PROBLEM DESCRIPTION
Which lines hold the word "components"? Copy each one.

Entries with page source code
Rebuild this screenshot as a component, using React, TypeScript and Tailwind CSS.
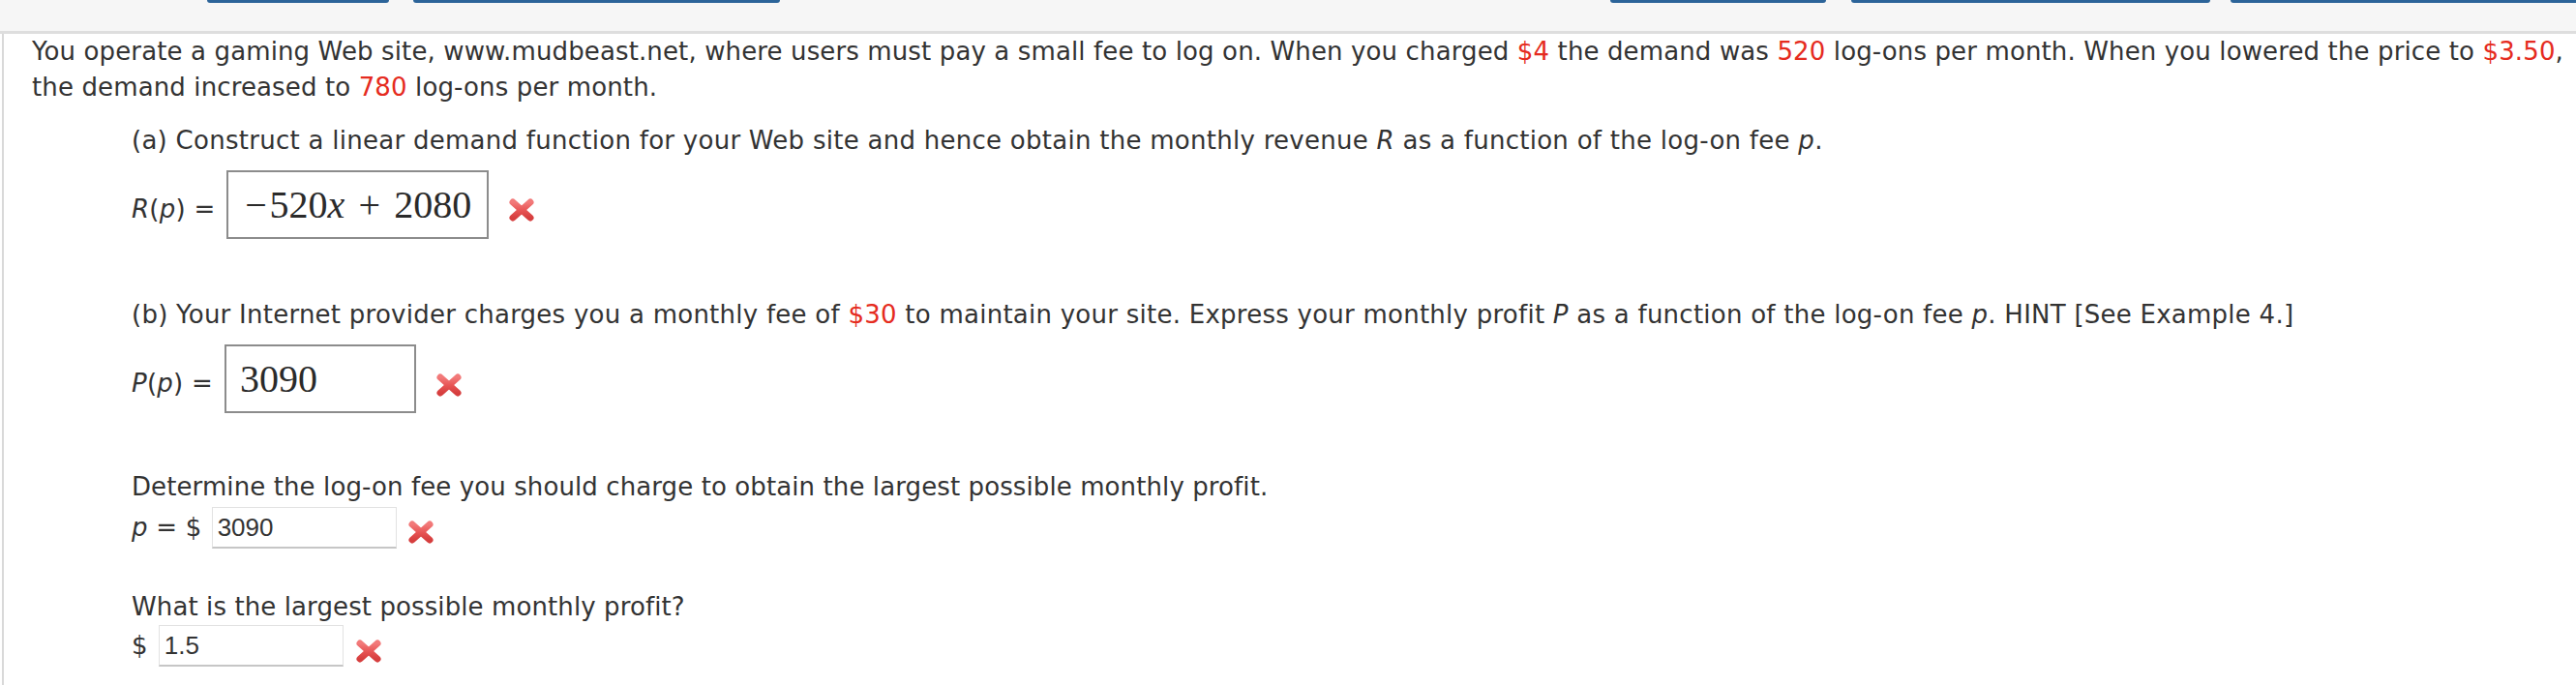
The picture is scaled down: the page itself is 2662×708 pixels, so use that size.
import React from "react";

const RED = "text-[#e52b20]";

function XMark({ className = "" }: { className?: string }) {
  return (
    <svg
      className={className}
      width="28"
      height="26"
      viewBox="0 0 28 26"
      aria-hidden="true"
    >
      <defs>
        <linearGradient id="xg" x1="0" y1="0" x2="0" y2="1">
          <stop offset="0" stopColor="#f27a7a" />
          <stop offset="0.5" stopColor="#e85656" />
          <stop offset="1" stopColor="#d63e3e" />
        </linearGradient>
      </defs>
      <g stroke="url(#xg)" strokeWidth="7" strokeLinecap="round">
        <line x1="5" y1="5" x2="23" y2="21" />
        <line x1="23" y1="5" x2="5" y2="21" />
      </g>
    </svg>
  );
}

function TextInput({ value }: { value: string }) {
  return (
    <div className="w-[191px] h-[43px] border border-[#e2e2e2] border-b-2 border-b-[#c6c6c6] bg-white flex items-center pl-[5px] text-[26px] text-[#333] font-['Liberation_Sans',Arial,sans-serif] leading-none tracking-normal">
      {value}
    </div>
  );
}

export default function App() {
  return (
    <div className="w-[2662px] h-[708px] bg-white overflow-hidden font-['DejaVu_Sans',Verdana,sans-serif] text-[26px] leading-[37px] tracking-[0.25px] text-[#333]">
      {/* header strip */}
      <div className="h-[35px] bg-[#f6f6f6] border-b-[3px] border-[#dedede] flex items-start">
        <div className="ml-[214px] w-[188px] h-[3px] bg-[#2c6499] rounded-b-[3px]" />
        <div className="ml-[25px] w-[379px] h-[3px] bg-[#2c6499] rounded-b-[3px]" />
        <div className="ml-[858px] w-[223px] h-[3px] bg-[#2c6499] rounded-b-[3px]" />
        <div className="ml-[26px] w-[371px] h-[3px] bg-[#2c6499] rounded-b-[3px]" />
        <div className="ml-[21px] flex-1 h-[3px] bg-[#2c6499] rounded-bl-[3px]" />
      </div>

      <div className="ml-[2px] border-l-2 border-[#d9d9d9] h-[673px] pl-[29px]">
        <p className="whitespace-nowrap tracking-[0.125px]">
          You operate a gaming Web site, www.mudbeast.net, where users must pay a small fee to log on. When you charged{" "}
          <span className={RED}>$4</span> the demand was <span className={RED}>520</span> log-ons per month. When you
          lowered the price to <span className={RED}>$3.50</span>,
          <br />
          the demand increased to <span className={RED}>780</span> log-ons per month.
        </p>

        <div className="ml-[103px]">
          {/* (a) */}
          <p className="mt-[18px] whitespace-nowrap tracking-[0.27px]">
            (a) Construct a linear demand function for your Web site and hence obtain the monthly revenue <i>R</i> as a
            function of the log-on fee <i>p</i>.
          </p>
          <div className="mt-[12px] flex items-baseline">
            <span className="whitespace-nowrap">
              <i>R</i>(<i>p</i>) =
            </span>
            <div className="ml-[12px] h-[71px] min-w-[198px] border-2 border-[#8c8c8c] pl-[14px] pr-[16px] flex items-center font-['Liberation_Serif','Times_New_Roman',serif] text-[40px] leading-[44px] tracking-normal text-[#2a2a2a] whitespace-nowrap">
              <span>
                <span className="inline-block w-[28px] text-center">−</span>520<i>x</i>
                <span className="inline-block w-[31px] mx-[10px] text-center">+</span>2080
              </span>
            </div>
            <XMark className="ml-[20px] self-end mb-[17px]" />
          </div>

          {/* (b) */}
          <p className="mt-[60px] whitespace-nowrap">
            (b) Your Internet provider charges you a monthly fee of <span className={RED}>$30</span> to maintain your
            site. Express your monthly profit <i>P</i> as a function of the log-on fee <i>p</i>. HINT [See Example 4.]
          </p>
          <div className="mt-[12px] flex items-baseline">
            <span className="whitespace-nowrap">
              <i>P</i>(<i>p</i>) =
            </span>
            <div className="ml-[12px] h-[71px] w-[198px] border-2 border-[#8c8c8c] px-[14px] flex items-center font-['Liberation_Serif','Times_New_Roman',serif] text-[40px] leading-[44px] tracking-normal text-[#2a2a2a] whitespace-nowrap">
              <span>3090</span>
            </div>
            <XMark className="ml-[20px] self-end mb-[16px]" />
          </div>

          {/* maximize */}
          <p className="mt-[58px] whitespace-nowrap tracking-[0.1px]">
            Determine the log-on fee you should charge to obtain the largest possible monthly profit.
          </p>
          <div className="mt-[2px] flex items-center">
            <span className="whitespace-nowrap">
              <i>p</i> = $
            </span>
            <div className="ml-[10px]">
              <TextInput value="3090" />
            </div>
            <XMark className="ml-[11px] mt-[9px]" />
          </div>

          <p className="mt-[42px] whitespace-nowrap tracking-[0.1px]">What is the largest possible monthly profit?</p>
          <div className="flex items-center">
            <span>$</span>
            <div className="ml-[11px]">
              <TextInput value="1.5" />
            </div>
            <XMark className="ml-[12px] mt-[10px]" />
          </div>
        </div>
      </div>
    </div>
  );
}
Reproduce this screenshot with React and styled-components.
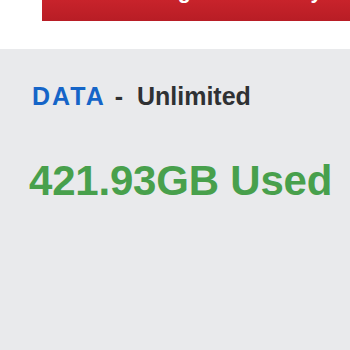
import styled, { createGlobalStyle } from 'styled-components';

const GlobalStyle = createGlobalStyle`
  html, body {
    margin: 0;
    padding: 0;
    background: #ffffff;
  }
  body {
    font-family: "Liberation Sans", Arial, Helvetica, sans-serif;
  }
`;

const Page = styled.div`
  width: 350px;
  height: 350px;
  overflow: hidden;
  display: flex;
  flex-direction: column;
`;

const Header = styled.header`
  height: 49px;
  background: #ffffff;
  padding-left: 42px;
  flex-shrink: 0;
`;

// promo button is scrolled mostly out of view, only descenders show
const PromoButton = styled.div`
  height: 21px;
  overflow: hidden;
  background: linear-gradient(180deg, #c8232b 0%, #b81d25 100%);
  color: #ffffff;
  font-weight: 700;
  font-size: 21.4px;
  line-height: 24px;
  white-space: nowrap;
  padding-left: 81px;
`;

const PromoText = styled.span`
  display: block;
  margin-top: -21px;
`;

const Panel = styled.section`
  flex: 1;
  background: #e9eaec;
  padding: 35px 0 0 32px;
  display: flex;
  flex-direction: column;
  gap: 51px;
`;

const PlanLine = styled.div`
  font-size: 25px;
  line-height: 1;
  font-weight: 700;
  color: #2f3133;
  white-space: nowrap;
`;

const PlanLabel = styled.span`
  color: ${(p) => p.color || '#1565c8'};
  letter-spacing: 2px;
`;

const Separator = styled.span`
  margin: 0 7px 0 2px;
`;

const Usage = styled.div`
  font-size: 42px;
  line-height: 1;
  font-weight: 700;
  color: #48a04c;
  letter-spacing: -0.2px;
  white-space: nowrap;
  margin-left: -3px;
`;

export default function App() {
  return (
    <Page>
      <GlobalStyle />
      <Header>
        <PromoButton>
          <PromoText>Manage Data Today</PromoText>
        </PromoButton>
      </Header>
      <Panel>
        <PlanLine>
          <PlanLabel>DATA</PlanLabel> <Separator>-</Separator> Unlimited
        </PlanLine>
        <Usage>421.93GB Used</Usage>
      </Panel>
    </Page>
  );
}
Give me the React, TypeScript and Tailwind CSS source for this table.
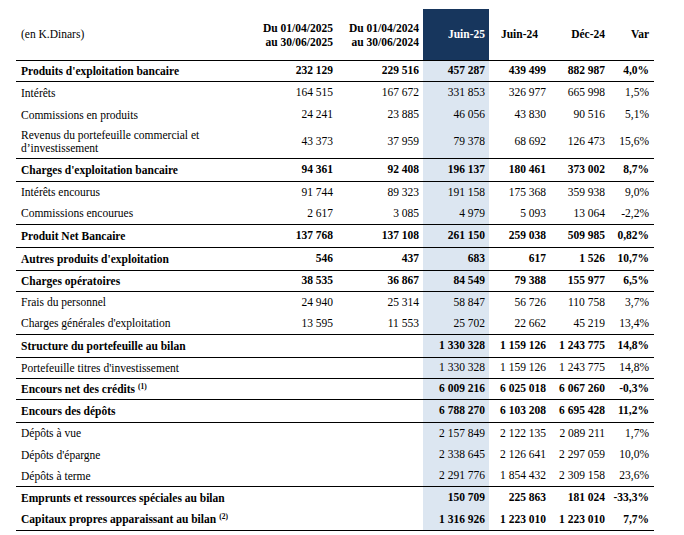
type Row = {
	label: string;
	sup?: string;
	values: string[];
	bold?: boolean;
	line?: boolean;
	h: string;
};

const ROWS: Row[] = [
	{ label: "Produits d'exploitation bancaire", values: ['232 129', '229 516', '457 287', '439 499', '882 987', '4,0%'], bold: true, line: true, h: 'h-[21px]' },
	{ label: 'Intérêts', values: ['164 515', '167 672', '331 853', '326 977', '665 998', '1,5%'], h: 'h-[22px]' },
	{ label: 'Commissions en produits', values: ['24 241', '23 885', '46 056', '43 830', '90 516', '5,1%'], h: 'h-[22px]' },
	{ label: 'Revenus du portefeuille commercial et\nd\u2019investissement', values: ['43 373', '37 959', '79 378', '68 692', '126 473', '15,6%'], line: true, h: 'h-[33px]' },
	{ label: "Charges d'exploitation bancaire", values: ['94 361', '92 408', '196 137', '180 461', '373 002', '8,7%'], bold: true, line: true, h: 'h-[23px]' },
	{ label: 'Intérêts encourus', values: ['91 744', '89 323', '191 158', '175 368', '359 938', '9,0%'], h: 'h-[21px]' },
	{ label: 'Commissions encourues', values: ['2 617', '3 085', '4 979', '5 093', '13 064', '-2,2%'], line: true, h: 'h-[22px]' },
	{ label: 'Produit Net Bancaire', values: ['137 768', '137 108', '261 150', '259 038', '509 985', '0,82%'], bold: true, line: true, h: 'h-[23px]' },
	{ label: "Autres produits d'exploitation", values: ['546', '437', '683', '617', '1 526', '10,7%'], bold: true, line: true, h: 'h-[23px]' },
	{ label: 'Charges opératoires', values: ['38 535', '36 867', '84 549', '79 388', '155 977', '6,5%'], bold: true, line: true, h: 'h-[21px]' },
	{ label: 'Frais du personnel', values: ['24 940', '25 314', '58 847', '56 726', '110 758', '3,7%'], h: 'h-[21px]' },
	{ label: "Charges générales d'exploitation", values: ['13 595', '11 553', '25 702', '22 662', '45 219', '13,4%'], line: true, h: 'h-[22px]' },
	{ label: 'Structure du portefeuille au bilan', values: ['', '', '1 330 328', '1 159 126', '1 243 775', '14,8%'], bold: true, line: true, h: 'h-[23px]' },
	{ label: "Portefeuille titres d'investissement", values: ['', '', '1 330 328', '1 159 126', '1 243 775', '14,8%'], line: true, h: 'h-[21px]' },
	{ label: 'Encours net des crédits', sup: '(1)', values: ['', '', '6 009 216', '6 025 018', '6 067 260', '-0,3%'], bold: true, line: true, h: 'h-[21px]' },
	{ label: 'Encours des dépôts', values: ['', '', '6 788 270', '6 103 208', '6 695 428', '11,2%'], bold: true, line: true, h: 'h-[23px]' },
	{ label: 'Dépôts à vue', values: ['', '', '2 157 849', '2 122 135', '2 089 211', '1,7%'], h: 'h-[21px]' },
	{ label: "Dépôts d'épargne", values: ['', '', '2 338 645', '2 126 641', '2 297 059', '10,0%'], h: 'h-[22px]' },
	{ label: 'Dépôts à terme', values: ['', '', '2 291 776', '1 854 432', '2 309 158', '23,6%'], line: true, h: 'h-[21px]' },
	{ label: 'Emprunts et ressources spéciales au bilan', values: ['', '', '150 709', '225 863', '181 024', '-33,3%'], bold: true, h: 'h-[22px]' },
	{ label: 'Capitaux propres apparaissant au bilan', sup: '(2)', values: ['', '', '1 316 926', '1 223 010', '1 223 010', '7,7%'], bold: true, line: true, h: 'h-[22px]' },
];

const GRID = 'grid w-[638px] grid-cols-[235px_86px_86px_66px_61px_59px_45px]';

function TableRow({ row }: { row: Row }) {
	return (
		<div
			className={`${GRID} ${row.h} ${row.line ? 'border-b border-black' : ''} ${row.bold ? 'font-bold' : ''}`}
		>
			<div className="flex items-center whitespace-pre-line pl-[5px] leading-[13px]">
				<span>
					{row.label}
					{row.sup ? <sup className="ml-[3px] text-[7.5px]">{row.sup}</sup> : null}
				</span>
			</div>
			{row.values.map((value, i) => (
				<div
					className={`flex items-center justify-end ${i === 2 ? 'bg-[#dce6f1]' : ''} ${i === 5 ? 'pr-[5px]' : 'pr-[4px]'}`}
					key={i}
				>
					{value}
				</div>
			))}
		</div>
	);
}

export default function App() {
	return (
		<div className="h-[535px] w-[684px] bg-white pt-[9px] pl-[16px] font-['Liberation_Serif',serif] text-[11.5px] text-black">
			<div className={`${GRID} h-[52px] border-b border-black`}>
				<div className="flex items-center pl-[5px]">(en K.Dinars)</div>
				<div className="flex flex-col items-end justify-center pr-[4px] font-bold leading-[14px]">
					<span>Du 01/04/2025</span>
					<span>au 30/06/2025</span>
				</div>
				<div className="flex flex-col items-end justify-center pr-[4px] font-bold leading-[14px]">
					<span>Du 01/04/2024</span>
					<span>au 30/06/2024</span>
				</div>
				<div className="flex items-center justify-end bg-[#17365d] pr-[4px] font-bold text-white">
					Juin-25
				</div>
				<div className="flex items-center justify-center font-bold">Juin-24</div>
				<div className="flex items-center justify-end pr-[4px] font-bold">Déc-24</div>
				<div className="flex items-center justify-end pr-[5px] font-bold">Var</div>
			</div>
			{ROWS.map((row) => (
				<TableRow key={row.label} row={row} />
			))}
		</div>
	);
}
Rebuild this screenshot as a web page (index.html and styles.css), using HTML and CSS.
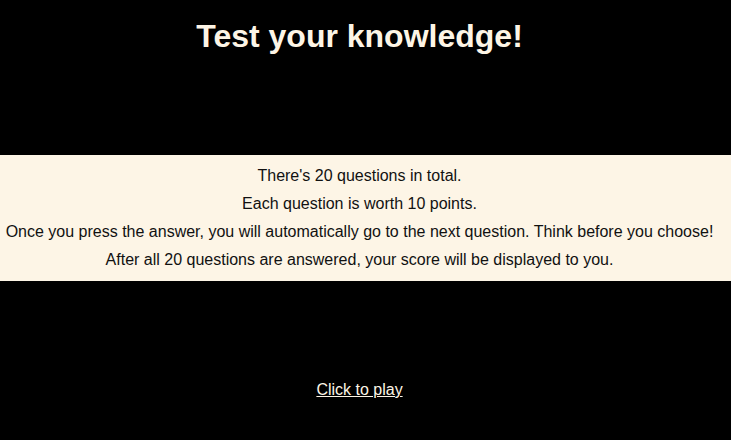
FILE: index.html
```html
<!DOCTYPE html>
<html>
<head>
<meta charset="utf-8">
<link rel="stylesheet" href="styles.css">
</head>
<body>
<h1 class="title">Test your knowledge!</h1>
<section class="rules">
  <p>There's 20 questions in total.</p>
  <p>Each question is worth 10 points.</p>
  <p>Once you press the answer, you will automatically go to the next question. Think before you choose!</p>
  <p>After all 20 questions are answered, your score will be displayed to you.</p>
</section>
<div class="play"><a href="#" class="play-link">Click to play</a></div>
</body>
</html>
```
FILE: styles.css
```css
html, body {
  margin: 0;
  padding: 0;
  background: #000;
  font-family: "Liberation Sans", Arial, sans-serif;
  height: 100%;
}
.title {
  margin: 0;
  padding: 18px 12px 0 0;
  height: 155px;
  box-sizing: border-box;
  text-align: center;
  font-size: 32px;
  font-weight: bold;
  line-height: 37px;
  color: #fdf5e6;
}
.rules {
  background: #fdf5e6;
  padding: 7px 12px 7px 0;
  text-align: center;
  color: #111;
  font-size: 16px;
}
.rules p {
  margin: 0;
  line-height: 28px;
}
.play {
  text-align: center;
  padding: 100px 12px 0 0;
  font-size: 16px;
  line-height: 18px;
}
.play-link {
  color: #fdf5e6;
}
```
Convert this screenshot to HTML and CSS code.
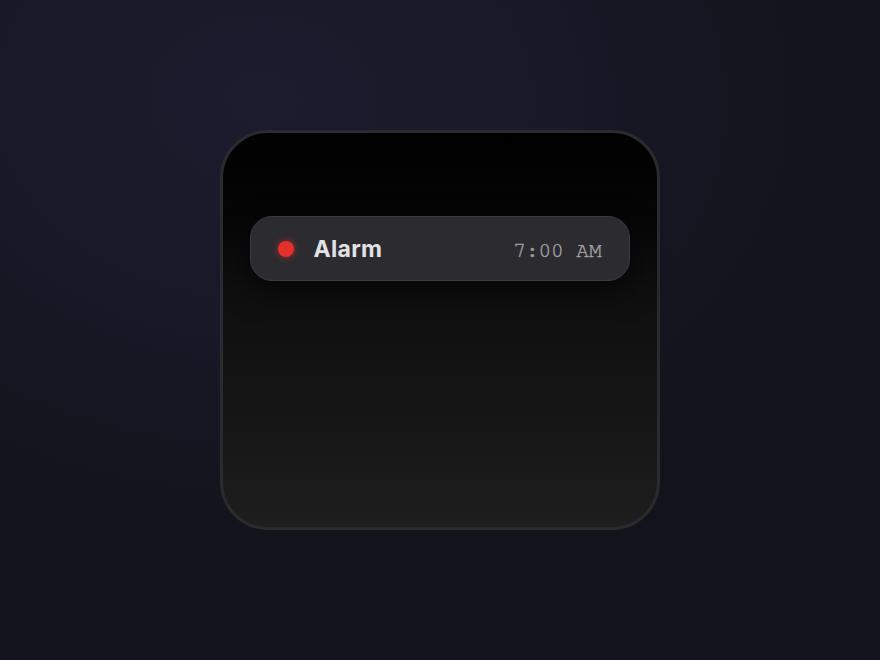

OUTPUT BELOW
Reproduce this screenshot with React and styled-components.
import styled, { createGlobalStyle } from 'styled-components';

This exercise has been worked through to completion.